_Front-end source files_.
────────────────
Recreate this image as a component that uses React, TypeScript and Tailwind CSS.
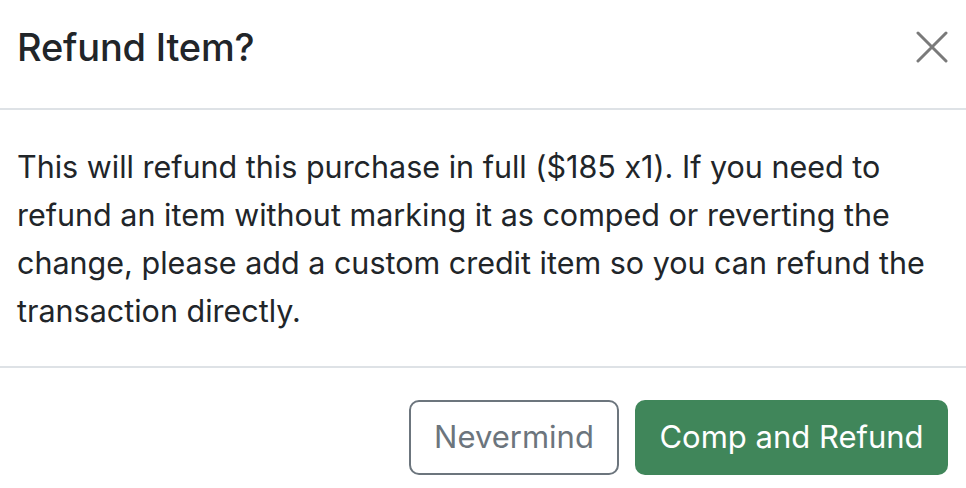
import React from 'react';

const font = { fontFamily: 'Inter, "Noto Sans", sans-serif', fontFeatureSettings: '"calt" 0' };

export default function App() {
  return (
    <div className="w-[966px] h-[488px] bg-white text-[#212529] flex flex-col" style={font}>
      {/* Header */}
      <div className="h-[110px] flex items-center justify-between pl-[17px] pr-[18px] pb-[14px] border-b-2 border-[#dee2e6]">
        <h2 className="text-[38px] font-medium leading-none tracking-[-0.2px]">Refund Item?</h2>
        <button className="w-[32px] h-[32px] flex items-center justify-center">
          <svg width="32" height="32" viewBox="0 0 32 32" fill="none" stroke="#7a7a7a" strokeWidth="3" strokeLinecap="round">
            <path d="M2 2 L30 30 M30 2 L2 30" />
          </svg>
        </button>
      </div>

      {/* Body */}
      <div className="px-[17px] pt-[33px] pb-[31px] border-b-2 border-[#dee2e6]">
        <p className="text-[30.5px] leading-[48px]">
          This will refund this purchase in full ($185 x1). If you need to refund an item without marking it as comped or
          reverting the change, please add a custom credit item so you can refund the transaction directly.
        </p>
      </div>

      {/* Footer */}
      <div className="flex justify-end gap-[16px] pr-[18px] pt-[32px]">
        <button className="w-[210px] h-[75px] rounded-[10px] border-2 border-[#6c757d] text-[#6c757d] text-[31px] flex items-center justify-center">
          Nevermind
        </button>
        <button className="w-[313px] h-[75px] rounded-[10px] bg-[#40865a] text-white text-[31px] flex items-center justify-center">
          Comp and Refund
        </button>
      </div>
    </div>
  );
}
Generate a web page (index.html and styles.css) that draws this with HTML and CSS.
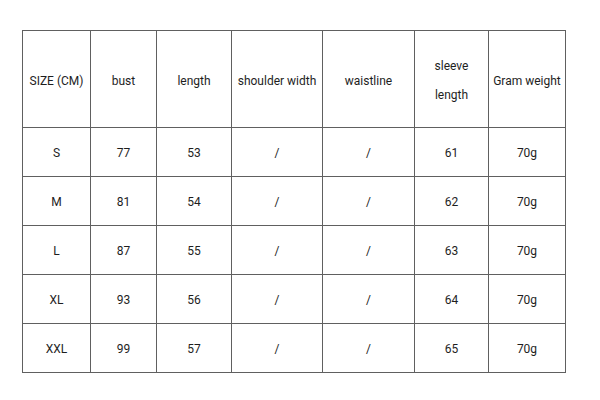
FILE: index.html
```html
<!DOCTYPE html>
<html>
<head>
<meta charset="utf-8">
<link rel="stylesheet" href="styles.css">
</head>
<body>
<table class="size-table">
  <colgroup>
    <col class="c1"><col class="c2"><col class="c3"><col class="c4"><col class="c5"><col class="c6"><col class="c7">
  </colgroup>
  <thead>
    <tr class="head">
      <th>SIZE (CM)</th>
      <th>bust</th>
      <th>length</th>
      <th>shoulder width</th>
      <th>waistline</th>
      <th><span class="two">sleeve<br>length</span></th>
      <th>Gram weight</th>
    </tr>
  </thead>
  <tbody>
    <tr><td>S</td><td>77</td><td>53</td><td>/</td><td>/</td><td>61</td><td>70g</td></tr>
    <tr><td>M</td><td>81</td><td>54</td><td>/</td><td>/</td><td>62</td><td>70g</td></tr>
    <tr><td>L</td><td>87</td><td>55</td><td>/</td><td>/</td><td>63</td><td>70g</td></tr>
    <tr><td>XL</td><td>93</td><td>56</td><td>/</td><td>/</td><td>64</td><td>70g</td></tr>
    <tr><td>XXL</td><td>99</td><td>57</td><td>/</td><td>/</td><td>65</td><td>70g</td></tr>
  </tbody>
</table>
</body>
</html>
```
FILE: styles.css
```css
html, body {
  margin: 0;
  padding: 0;
  background: #fff;
}
body {
  padding: 30px 0 0 22px;
  font-family: Roboto, "Open Sans", sans-serif;
  font-size: 12px;
  color: #1e1e1e;
}
.size-table {
  border-collapse: collapse;
  table-layout: fixed;
  width: 543px;
}
.c1 { width: 68px; }
.c2 { width: 66px; }
.c3 { width: 75px; }
.c4 { width: 91px; }
.c5 { width: 92px; }
.c6 { width: 74px; }
.c7 { width: 77px; }
.size-table th,
.size-table td {
  border: 1px solid #606060;
  text-align: center;
  vertical-align: middle;
  padding: 2px 0 0;
  font-weight: normal;
}
.head th {
  height: 93px;
  padding-top: 3px;
}
.size-table td {
  height: 46px;
}
.two {
  display: inline-block;
  line-height: 29px;
}
```
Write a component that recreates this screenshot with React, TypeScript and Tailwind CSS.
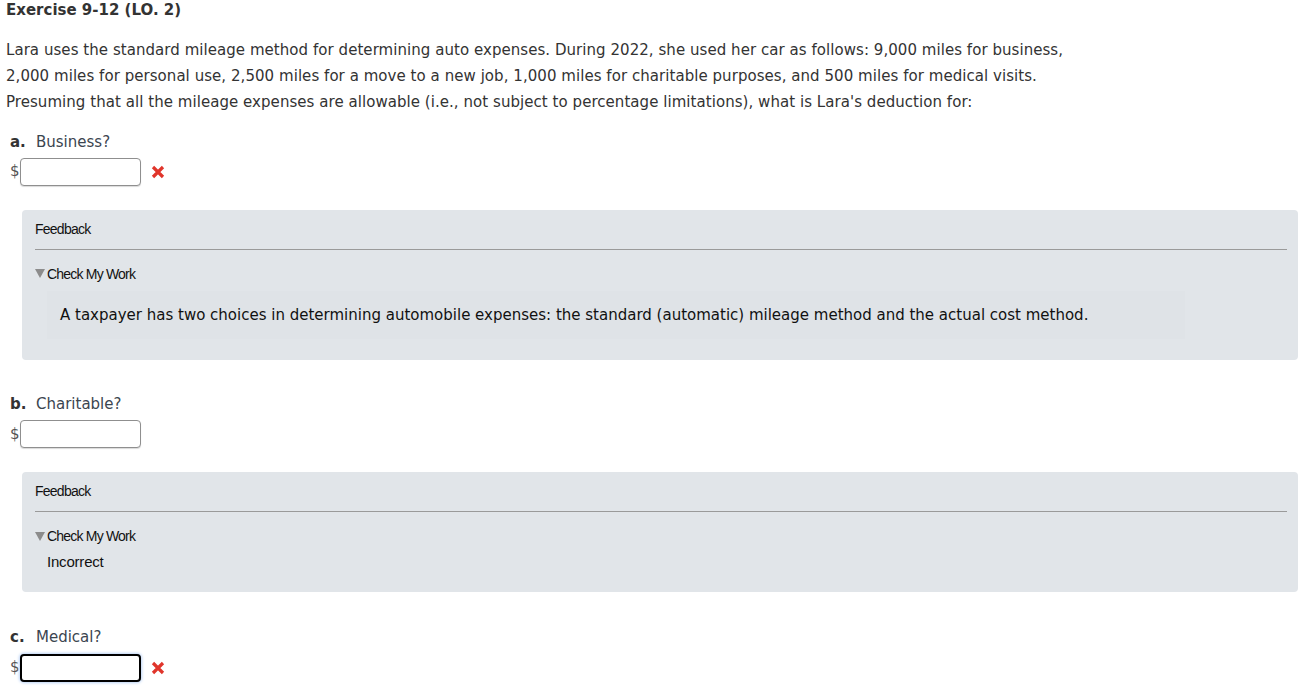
import React from "react";

const verdana = { fontFamily: '"DejaVu Sans", Verdana, sans-serif' };

// red cross shown next to a wrong answer
function WrongMark() {
  return (
    <svg width="14" height="14" viewBox="0 0 14 14" className="ml-[10px]">
      <path d="M2 2 L12 12 M12 2 L2 12" stroke="#e0352b" strokeWidth="3.2" strokeLinecap="butt" />
    </svg>
  );
}

function AnswerRow({ wrong, focused }: { wrong?: boolean; focused?: boolean }) {
  return (
    <div className="flex h-[28px] items-center pl-[10px]">
      <span className="text-[15px] leading-none text-[#555]">$</span>
      <div
        className={
          focused
            ? "h-[28px] w-[121px] rounded-[4px] border-2 border-black bg-white shadow-[0_0_3px_1px_#bcd3f5]"
            : "h-[28px] w-[121px] rounded-[4px] border border-[#8f8f8f] bg-white shadow-[0_1px_1px_rgba(0,0,0,0.15)]"
        }
      />
      {wrong && <WrongMark />}
    </div>
  );
}

function Label({ letter, text }: { letter: string; text: string }) {
  return (
    <div className="flex items-baseline pl-[10px] text-[15px] text-[#333]">
      <span className="w-[26px] font-bold text-[#333]">{letter}</span>
      <span className="text-[#3b4550]">{text}</span>
    </div>
  );
}

function Feedback({ children }: { children: React.ReactNode }) {
  return (
    <div className="ml-[22px] mr-[10px] rounded-[4px] bg-[#e1e5e9] px-[13px] pb-[21px] pt-[10px] font-['Liberation_Sans',Arial,sans-serif] text-[#111]">
      <div className="h-[19px] text-[14px] leading-[19px] tracking-[-0.75px]">Feedback</div>
      <div className="mr-[-2px] mt-[10px] h-px bg-[#9a9a9a]" />
      <div className="mt-[15px] flex items-center text-[14px] leading-[18px] tracking-[-0.8px]">
        <svg width="10" height="9" viewBox="0 0 10 9" className="mr-[2px]">
          <path d="M0 0 H10 L5 9 Z" fill="#8c8c8c" />
        </svg>
        Check My Work
      </div>
      {children}
    </div>
  );
}

export default function App() {
  return (
    <div className="min-h-[691px] bg-white pt-[2px] text-[#333]" style={verdana}>
      {/* TITLE */}
      <h1 className="pl-[6px] text-[15px] font-bold leading-[16px] text-[#333]">Exercise 9-12 (LO. 2)</h1>

      {/* QUESTION */}
      <p className="mt-[19px] pl-[6px] text-[15px] leading-[26px] tracking-[0.05px] text-[#333]">
        Lara uses the standard mileage method for determining auto expenses. During 2022, she used her car as follows: 9,000 miles for business,
        <br />
        2,000 miles for personal use, 2,500 miles for a move to a new job, 1,000 miles for charitable purposes, and 500 miles for medical visits.
        <br />
        Presuming that all the mileage expenses are allowable (i.e., not subject to percentage limitations), what is Lara's deduction for:
      </p>

      {/* A */}
      <div className="mt-[16px]">
        <Label letter="a." text="Business?" />
      </div>
      <div className="mt-[4px]">
        <AnswerRow wrong />
      </div>
      <div className="mt-[24px]">
        <Feedback>
          <div className="ml-[12px] mr-[100px] mt-[8px] bg-[#dfe3e7] py-[14px] pl-[13px] text-[15px] leading-[20px] text-[#111]" style={verdana}>
            A taxpayer has two choices in determining automobile expenses: the standard (automatic) mileage method and the actual cost method.
          </div>
        </Feedback>
      </div>

      {/* B */}
      <div className="mt-[33px]">
        <Label letter="b." text="Charitable?" />
      </div>
      <div className="mt-[5px]">
        <AnswerRow />
      </div>
      <div className="mt-[24px]">
        <Feedback>
          <div className="ml-[12px] mt-[8px] text-[15px] leading-[18px] tracking-[-0.2px]">Incorrect</div>
        </Feedback>
      </div>

      {/* C */}
      <div className="mt-[34px]">
        <Label letter="c." text="Medical?" />
      </div>
      <div className="mt-[5px]">
        <AnswerRow wrong focused />
      </div>
    </div>
  );
}
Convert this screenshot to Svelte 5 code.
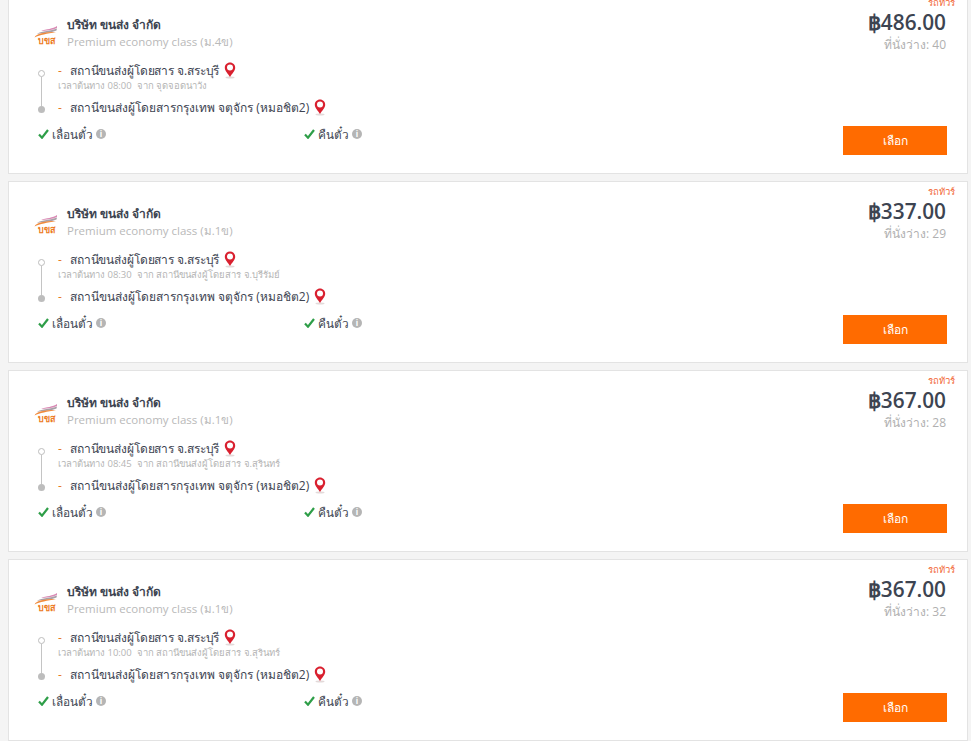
────────────────
_Problem description_.
Count how many lines contain "uses" and give only that count.

_Complete answer_.
2